[Begin Given information]

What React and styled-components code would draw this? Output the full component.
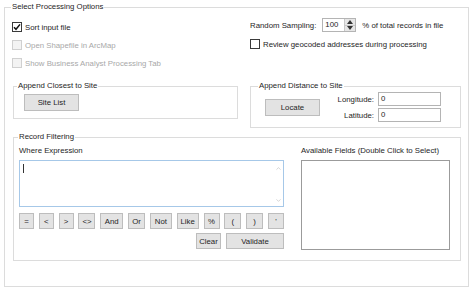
import React from 'react';
import styled, { createGlobalStyle } from 'styled-components';
import { ChevronUp, ChevronDown } from 'lucide-react';

const GlobalStyle = createGlobalStyle`
  html, body {
    margin: 0;
    background: #fff;
  }
  body {
    font-family: "Liberation Sans", Arial, sans-serif;
    font-size: 7.8px;
    color: #1e1e1e;
  }
`;

const Page = styled.div`
  width: 474px;
  height: 289px;
  padding: 2px 0 0 4px;
  box-sizing: border-box;
  overflow: hidden;
`;

const Group = styled.fieldset`
  margin: 0;
  padding: 0;
  border: 1px solid #dcdcdc;
  min-width: 0;
  box-sizing: border-box;
  width: ${p => p.$w}px;
  height: ${p => (p.$h ? `${p.$h}px` : 'auto')};
`;

const Legend = styled.legend`
  padding: 0 1px;
  margin-left: ${p => p.$offset}px;
  line-height: 10px;
  font-size: 7.8px;
  color: #1e1e1e;
`;

const GroupBody = styled.div`
  padding: ${p => p.$pad};
`;

const TopSection = styled.div`
  display: grid;
  grid-template-columns: 237px 1fr;
  height: 69px;
`;

const Column = styled.div`
  display: flex;
  flex-direction: column;
  gap: ${p => p.$gap || 0}px;
  padding-top: ${p => p.$top}px;
  margin-left: ${p => p.$left || 0}px;
`;

const Row = styled.label`
  display: flex;
  align-items: center;
  height: 18px;
  gap: ${p => p.$gap || 3}px;
  color: ${p => (p.$disabled ? '#a8a8a8' : '#1e1e1e')};
  white-space: nowrap;
`;

const Box = styled.span`
  width: 10px;
  height: 10px;
  box-sizing: border-box;
  border: 1px solid ${p => (p.$disabled ? '#d0d0d0' : '#3a3a3a')};
  background: ${p => (p.$disabled ? '#f3f3f3' : '#fff')};
  display: flex;
  align-items: center;
  justify-content: center;
`;

const CheckBox = ({ checked, disabled }) => (
  <Box $disabled={disabled}>
    {checked && (
      <svg width="8" height="8" viewBox="0 0 8 8">
        <path d="M1 4.2 L3 6.3 L7 1.4" fill="none" stroke="#111" strokeWidth="1.5" />
      </svg>
    )}
  </Box>
);

const Spin = styled.div`
  display: flex;
  width: 34px;
  height: 14px;
  box-sizing: border-box;
  border: 1px solid #b4b4b4;
  margin: 0 3px 0 3px;
`;

const SpinValue = styled.span`
  flex: 1;
  padding-left: 2px;
  line-height: 12px;
`;

const SpinArrows = styled.span`
  width: 10px;
  display: flex;
  flex-direction: column;
  background: #e6e6e6;
  border-left: 1px solid #c8c8c8;
`;

const Arrow = styled.span`
  flex: 1;
  display: flex;
  align-items: center;
  justify-content: center;
  border-bottom: ${p => (p.$top ? '1px solid #c8c8c8' : 'none')};
`;

const GroupsRow = styled.div`
  display: flex;
  align-items: flex-start;
  gap: 12px;
`;

const Button = styled.button`
  width: ${p => p.$w}px;
  height: ${p => p.$h || 16}px;
  padding: 0;
  box-sizing: border-box;
  border: 1px solid #bdbdbd;
  background: #e3e3e3;
  font-family: inherit;
  font-size: 7.8px;
  color: #1e1e1e;
  flex: none;
`;

const DistanceBody = styled.div`
  display: flex;
  align-items: center;
  padding: 1px 0 5px 14px;
`;

const CoordGrid = styled.div`
  display: grid;
  grid-template-columns: 52px 63px;
  column-gap: 4px;
  row-gap: 2px;
  margin-left: 2px;
  align-items: center;
`;

const CoordLabel = styled.span`
  text-align: right;
`;

const TextField = styled.div`
  height: 14px;
  box-sizing: border-box;
  border: 1px solid #b4b4b4;
  padding-left: 2px;
  line-height: 12px;
`;

const FilterBody = styled.div`
  display: flex;
  gap: 17px;
  padding: 4px 10px 10px 5px;
`;

const FieldLabel = styled.div`
  line-height: 10px;
  margin-bottom: 4px;
  white-space: nowrap;
`;

const ExprBox = styled.div`
  display: flex;
  height: 47px;
  box-sizing: border-box;
  border: 1px solid #a6c8e8;
  background: #fff;
`;

const ExprText = styled.div`
  flex: 1;
  padding: 3px 0 0 3px;
`;

const Caret = styled.span`
  display: block;
  width: 1px;
  height: 9px;
  background: #333;
`;

const ScrollBar = styled.div`
  width: 10px;
  display: flex;
  flex-direction: column;
  justify-content: space-between;
  align-items: center;
  padding: 4px 0 2px;
  color: #b8b8b8;
`;

const OperatorRow = styled.div`
  display: flex;
  justify-content: space-between;
  margin-top: 6px;
`;

const ActionRow = styled.div`
  display: flex;
  justify-content: flex-end;
  gap: 5px;
  margin-top: 4px;
`;

const ListBox = styled.div`
  width: 149px;
  height: 90px;
  box-sizing: border-box;
  border: 1px solid #9b9b9b;
  background: #fff;
`;

const operators = [
  ['=', 15], ['<', 15], ['>', 15], ['<>', 17], ['And', 23], ['Or', 17],
  ['Not', 22], ['Like', 22], ['%', 16], ['(', 17], [')', 17], ["'", 16],
];

export default function App() {
  return (
    <Page>
      <GlobalStyle />
      <Group $w={465} $h={285}>
        <Legend $offset={6}>Select Processing Options</Legend>
        <GroupBody $pad="0 0 0 8px">
          <TopSection>
            <Column $top={6} $left={-1}>
              <Row>
                <CheckBox checked />
                Sort input file
              </Row>
              <Row $disabled>
                <CheckBox disabled />
                Open Shapefile in ArcMap
              </Row>
              <Row $disabled>
                <CheckBox disabled />
                Show Business Analyst Processing Tab
              </Row>
            </Column>
            <Column $top={4} $gap={1}>
              <Row $gap={0}>
                Random Sampling:
                <Spin>
                  <SpinValue>100</SpinValue>
                  <SpinArrows>
                    <Arrow $top>
                      <svg width="6" height="4" viewBox="0 0 6 4"><path d="M0 4 L3 0 L6 4 Z" fill="#333" /></svg>
                    </Arrow>
                    <Arrow>
                      <svg width="6" height="4" viewBox="0 0 6 4"><path d="M0 0 L3 4 L6 0 Z" fill="#333" /></svg>
                    </Arrow>
                  </SpinArrows>
                </Spin>
                % of total records in file
              </Row>
              <Row>
                <CheckBox />
                Review geocoded addresses during processing
              </Row>
            </Column>
          </TopSection>

          <GroupsRow>
            <Group $w={225}>
              <Legend $offset={3}>Append Closest to Site</Legend>
              <GroupBody $pad="3px 0 7px 10px">
                <Button $w={55} $h={17}>Site List</Button>
              </GroupBody>
            </Group>
            <Group $w={211}>
              <Legend $offset={7}>Append Distance to Site</Legend>
              <DistanceBody>
                <Button $w={55} $h={17}>Locate</Button>
                <CoordGrid>
                  <CoordLabel>Longitude:</CoordLabel>
                  <TextField>0</TextField>
                  <CoordLabel>Latitude:</CoordLabel>
                  <TextField>0</TextField>
                </CoordGrid>
              </DistanceBody>
            </Group>
          </GroupsRow>

          <Group $w={448} style={{ marginTop: 4 }}>
            <Legend $offset={4}>Record Filtering</Legend>
            <FilterBody>
              <div style={{ width: 265 }}>
                <FieldLabel>Where Expression</FieldLabel>
                <ExprBox>
                  <ExprText>
                    <Caret />
                  </ExprText>
                  <ScrollBar>
                    <ChevronUp size={7} strokeWidth={2} />
                    <ChevronDown size={7} strokeWidth={2} />
                  </ScrollBar>
                </ExprBox>
                <OperatorRow>
                  {operators.map(([label, w]) => (
                    <Button key={label} $w={w}>{label}</Button>
                  ))}
                </OperatorRow>
                <ActionRow>
                  <Button $w={25}>Clear</Button>
                  <Button $w={58}>Validate</Button>
                </ActionRow>
              </div>
              <div>
                <FieldLabel>Available Fields (Double Click to Select)</FieldLabel>
                <ListBox />
              </div>
            </FilterBody>
          </Group>
        </GroupBody>
      </Group>
    </Page>
  );
}
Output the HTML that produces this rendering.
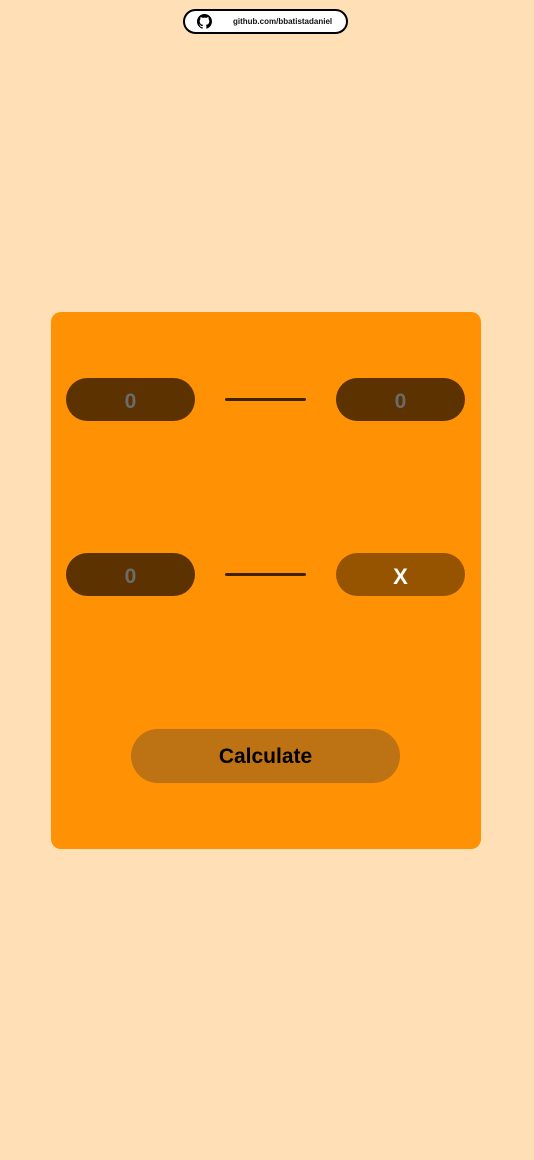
<!DOCTYPE html>
<html><head><meta charset="utf-8"><style>
html,body{margin:0;padding:0}
body{width:534px;height:1160px;background:#ffe0b6;position:relative;font-family:"Liberation Sans",sans-serif;overflow:hidden}
.badge{position:absolute;left:183px;top:9px;width:161px;height:21px;border:2px solid #000;border-radius:13px;background:#fff}
.badge span{position:absolute;left:48px;top:6px;font-size:8px;font-weight:bold;color:#111}
.badge svg{position:absolute;left:12px;top:3px}
.card{position:absolute;left:51px;top:312px;width:430px;height:537px;background:#ff9204;border-radius:10px}
.pill{position:absolute;width:129px;height:43px;border-radius:22px;background:#5c3200;color:#6b6b6b;font-weight:bold;font-size:21px;text-align:center;line-height:47px}
.line{position:absolute;width:81px;height:3px;border-radius:2px;background:#3d2200}
.x{background:#965400;color:#fff;font-size:22px}
.calc{position:absolute;left:80px;top:417px;width:269px;height:54px;border-radius:27px;background:#bd7213;color:#000;font-weight:bold;font-size:21px;text-align:center;line-height:56px}
</style></head><body>
<div class="badge"><svg width="15" height="15" viewBox="0 0 16 16"><path fill="#000" d="M8 0C3.58 0 0 3.58 0 8c0 3.540 2.29 6.53 5.47 7.59.4.07.55-.17.55-.38v-1.33c-2.230.48-2.7-1.07-2.7-1.07-.36-.92-.89-1.17-.89-1.17-.73-.5.06-.49.06-.49.8.06 1.23.83 1.23.83.71 1.22 1.870.87 2.33.66.07-.52.28-.87.5-1.07-1.78-.2-3.65-.89-3.65-3.95 0-.87.31-1.59.82-2.15-.08-.2-.36-1.02.08-2.12 0 0 .67-.21 2.2.82A7.6 7.6 0 018 3.86c.68 0 1.36.09 2 .27 1.53-1.04 2.2-.82 2.2-.82.44 1.1.16 1.92.08 2.12.51.56.82 1.27.82 2.15 0 3.07-1.87 3.75-3.65 3.95.29.25.54.73.54 1.48v2.2c0 .21.15.46.55.38A8 8 0 0016 8c0-4.42-3.58-8-8-8z"/></svg><span>github.com/bbatistadaniel</span></div>
<div class="card">
<div class="pill" style="left:15px;top:66px">0</div>
<div class="line" style="left:174px;top:86px"></div>
<div class="pill" style="left:285px;top:66px">0</div>
<div class="pill" style="left:15px;top:241px">0</div>
<div class="line" style="left:174px;top:261px"></div>
<div class="pill x" style="left:285px;top:241px">X</div>
<div class="calc">Calculate</div>
</div>
</body></html>
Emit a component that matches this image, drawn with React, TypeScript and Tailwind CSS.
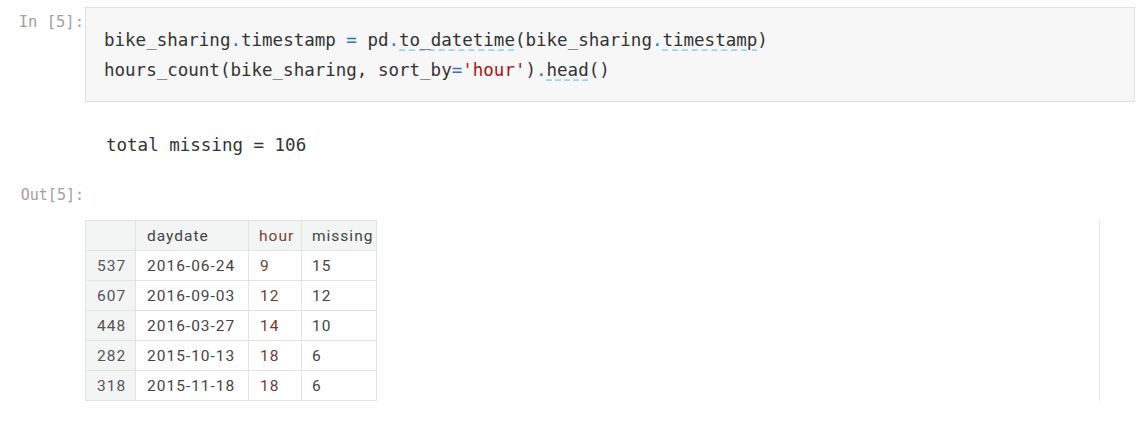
import React from 'react';

const rows = [
  { idx: '537', date: '2016-06-24', hour: '9', missing: '15' },
  { idx: '607', date: '2016-09-03', hour: '12', missing: '12' },
  { idx: '448', date: '2016-03-27', hour: '14', missing: '10' },
  { idx: '282', date: '2015-10-13', hour: '18', missing: '6' },
  { idx: '318', date: '2015-11-18', hour: '18', missing: '6' },
];

const mono = "font-['DejaVu_Sans_Mono','Liberation_Mono',monospace]";

const Op = ({ children }: { children: React.ReactNode }) => (
  <span className="text-[#2f6fd6]">{children}</span>
);

const Hint = ({ children }: { children: React.ReactNode }) => (
  <span className="underline decoration-dashed decoration-[#9fd3f5] underline-offset-[4px]">{children}</span>
);

export default function App() {
  return (
    <div className="w-[1136px] h-[437px] bg-white overflow-hidden">
      {/* input cell */}
      <div className="flex pt-[7px]">
        <div className={`w-[85px] shrink-0 pr-[1px] pt-[3px] text-right text-[15.5px] leading-[24px] text-[#a0a0a0] ${mono}`}>
          In [5]:
        </div>
        <div
          className={`flex-1 mr-[1px] border border-[#e0e0e0] bg-[#f7f7f7] pl-[18px] pt-[17px] pb-[16px] text-[17.5px] leading-[30px] text-[#333] ${mono} whitespace-pre`}
        >
          <div>
            bike_sharing<Op>.</Op>timestamp <Op>=</Op> pd<Op>.</Op><Hint>to_datetime</Hint>(bike_sharing<Op>.</Op><Hint>timestamp</Hint>)
          </div>
          <div>
            hours_count(bike_sharing, sort_by<Op>=</Op><span className="text-[#a11]">'hour'</span>)<Op>.</Op><Hint>head</Hint>()
          </div>
        </div>
      </div>

      {/* stream output */}
      <div className={`pl-[106px] pt-[28px] text-[17.5px] leading-[30px] text-[#333] ${mono} whitespace-pre`}>
        total missing = 106
      </div>

      {/* execute result */}
      <div className="flex pt-[23px]">
        <div className={`w-[85px] shrink-0 pr-[1px] text-right text-[15px] leading-[24px] text-[#a0a0a0] ${mono}`}>
          Out[5]:
        </div>
      </div>
      <div className="flex pt-[13px]">
        <div className="w-[85px] shrink-0" />
        <div className="w-[1015px] border-r border-[#e8e8e8]">
          <table className="w-[291px] table-fixed border-collapse font-['Roboto',sans-serif] text-[15.5px] tracking-[1px] text-[#444]">
            <colgroup>
              <col className="w-[50px]" />
              <col className="w-[113px]" />
              <col className="w-[53px]" />
              <col className="w-[75px]" />
            </colgroup>
            <thead>
              <tr className="h-[30px] bg-[#f3f4f4]">
                <th className="border border-[#e3e3e3] px-[11px] pt-[2px] text-left font-normal"></th>
                <th className="border border-[#e3e3e3] px-[11px] pt-[2px] text-left font-normal">daydate</th>
                <th className="border border-[#e3e3e3] px-[10px] pt-[2px] text-left font-normal text-[#6e4638]">hour</th>
                <th className="border border-[#e3e3e3] px-[10px] pt-[2px] text-left font-normal">missing</th>
              </tr>
            </thead>
            <tbody>
              {rows.map((r) => (
                <tr key={r.idx} className="h-[30px]">
                  <td className="border border-[#e3e3e3] bg-[#f3f4f4] px-[11px] pt-[2px] text-left text-[#555]">{r.idx}</td>
                  <td className="border border-[#e3e3e3] px-[11px] pt-[2px] text-left">{r.date}</td>
                  <td className="border border-[#e3e3e3] px-[11px] pt-[2px] text-left text-[#6e3a30]">{r.hour}</td>
                  <td className="border border-[#e3e3e3] px-[10px] pt-[2px] text-left">{r.missing}</td>
                </tr>
              ))}
            </tbody>
          </table>
        </div>
      </div>
    </div>
  );
}
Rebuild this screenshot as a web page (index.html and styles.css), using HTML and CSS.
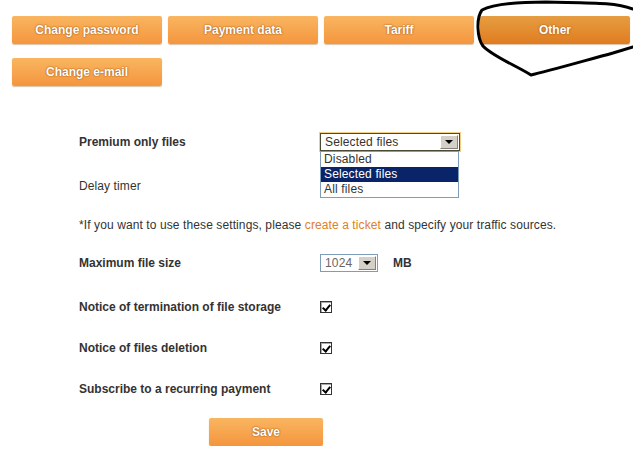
FILE: index.html
```html
<!DOCTYPE html>
<html lang="en">
  <head>
    <meta charset="UTF-8" />
    <title>Settings</title>
    <link rel="stylesheet" href="styles.css">
  </head>
  <body>
    <div class="tabs">
      <button class="btn">Change password</button>
      <button class="btn">Payment data</button>
      <button class="btn">Tariff</button>
      <button class="btn active">Other</button>
      <button class="btn">Change e-mail</button>
    </div>

    <svg class="scribble" width="633" height="100" viewBox="0 0 633 100">
      <path d="M 633 9 C 615 2, 590 3, 546 2 C 520 2, 495 3, 482 10 C 476 18, 477 38, 483 46 C 492 56, 515 65, 531 75 C 545 72, 580 62, 613 53 L 633 47" />
    </svg>

    <div class="form">
      <div class="row r1">
        <div class="label bold">Premium only files</div>
        <div class="value">
          <div class="select focused wide">
            <span class="selText">Selected files</span>
            <span class="arrow"></span>
          </div>
          <ul class="options">
            <li>Disabled</li>
            <li class="selected">Selected files</li>
            <li>All files</li>
          </ul>
        </div>
      </div>

      <div class="row r2">
        <div class="label">Delay timer</div>
      </div>

      <p class="note">*If you want to use these settings, please <a href="#">create a ticket</a> and specify your traffic sources.</p>

      <div class="row r4">
        <div class="label bold">Maximum file size</div>
        <div class="value">
          <div class="select small">
            <span class="selText grey">1024</span>
            <span class="arrow"></span>
          </div>
          <span class="unit">MB</span>
        </div>
      </div>

      <div class="row r5">
        <div class="label bold">Notice of termination of file storage</div>
        <div class="value"><span class="check"></span></div>
      </div>

      <div class="row r5">
        <div class="label bold">Notice of files deletion</div>
        <div class="value"><span class="check"></span></div>
      </div>

      <div class="row r6">
        <div class="label bold">Subscribe to a recurring payment</div>
        <div class="value"><span class="check"></span></div>
      </div>

      <button class="btn save">Save</button>
    </div>
  </body>
</html>
```

FILE: styles.css
```css
body {
  margin: 0;
  background: #fff;
  font-family: 'Liberation Sans', Arial, sans-serif;
  font-size: 12px;
  color: #333;
  position: relative;
}

.tabs {
  display: flex;
  flex-wrap: wrap;
  column-gap: 6px;
  row-gap: 14px;
  padding: 16px 0 0 12px;
}

.btn {
  width: 150px;
  height: 28px;
  padding: 0;
  border: none;
  border-radius: 2px;
  background: linear-gradient(#f9b560, #f4963e);
  box-shadow: 0 1px 1px rgba(150, 90, 20, 0.35);
  font-family: 'Liberation Sans', Arial, sans-serif;
  font-size: 12px;
  font-weight: bold;
  color: #fff;
  text-shadow: 0 0 2px #a85a12, 0 0 1px #a85a12;
  cursor: pointer;
}

.btn.active {
  background: linear-gradient(#e69d42, #e07c20);
}

.scribble {
  position: absolute;
  top: 0;
  left: 0;
  pointer-events: none;
}

.scribble path {
  fill: none;
  stroke: #000;
  stroke-width: 3;
  stroke-linecap: round;
  stroke-linejoin: round;
}

.form {
  margin-top: 47px;
  padding-left: 79px;
}

.row {
  display: flex;
  align-items: center;
  height: 18px;
}

.r1 { margin-bottom: 26px; }
.r2 { margin-bottom: 21px; }
.r4 { margin-bottom: 26px; }
.r5 { margin-bottom: 23px; }
.r6 { margin-bottom: 20px; }

.label {
  width: 241px;
  flex: none;
  letter-spacing: 0.1px;
}

.label.bold {
  font-weight: bold;
  letter-spacing: 0;
}

.value {
  position: relative;
  display: flex;
  align-items: center;
}

.select {
  box-sizing: border-box;
  height: 18px;
  display: flex;
  align-items: center;
  justify-content: space-between;
  padding: 0 1px 0 4px;
  border: 1px solid #7f9db9;
  background: #fff;
}

.select.wide {
  width: 140px;
}

.select.small {
  width: 58px;
}

.select.focused {
  border-color: #4b4b35;
  box-shadow: 0 0 0 1px #f3cf86;
}

.selText {
  font-size: 12px;
  letter-spacing: 0.15px;
  color: #333;
}

.selText.grey {
  color: #666;
}

.arrow {
  box-sizing: border-box;
  width: 18px;
  height: 14px;
  background: #d4d0c8;
  border: 1px solid;
  border-color: #fff #808080 #808080 #fff;
  position: relative;
}

.arrow::after {
  content: "";
  position: absolute;
  left: 4px;
  top: 4px;
  border-left: 4px solid transparent;
  border-right: 4px solid transparent;
  border-top: 4px solid #000;
}

.options {
  position: absolute;
  top: 18px;
  left: 0;
  width: 139px;
  box-sizing: border-box;
  margin: 0;
  padding: 0;
  list-style: none;
  border: 1px solid #7f9db9;
  background: #fff;
}

.options li {
  height: 15px;
  line-height: 15px;
  padding-left: 3px;
  font-size: 12px;
  letter-spacing: 0.15px;
  color: #333;
}

.options li.selected {
  background: #0a246a;
  color: #fff;
}

.note {
  margin: 0 0 20px;
  height: 18px;
  line-height: 18px;
  letter-spacing: 0.1px;
}

.note a {
  color: #e0801e;
  text-decoration: none;
}

.unit {
  margin-left: 15px;
  font-weight: bold;
}

.check {
  box-sizing: border-box;
  width: 12px;
  height: 12px;
  border: 1px solid #333;
  background: #fff;
  box-shadow: inset 1px 1px 0 #aaa;
  position: relative;
}

.check::after {
  content: "";
  position: absolute;
  left: 3px;
  top: 1px;
  width: 3px;
  height: 6px;
  border: solid #000;
  border-width: 0 2px 2px 0;
  transform: rotate(40deg);
}

.save {
  width: 114px;
  margin-left: 130px;
}
```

[End Given information]

* What this task involves: Gather each line in the data that holds the string "styles".

* Result:
Rebuild this screenshot as a web page (index.html and styles.css), using HTML and CSS.
    <link rel="stylesheet" href="styles.css">
FILE: styles.css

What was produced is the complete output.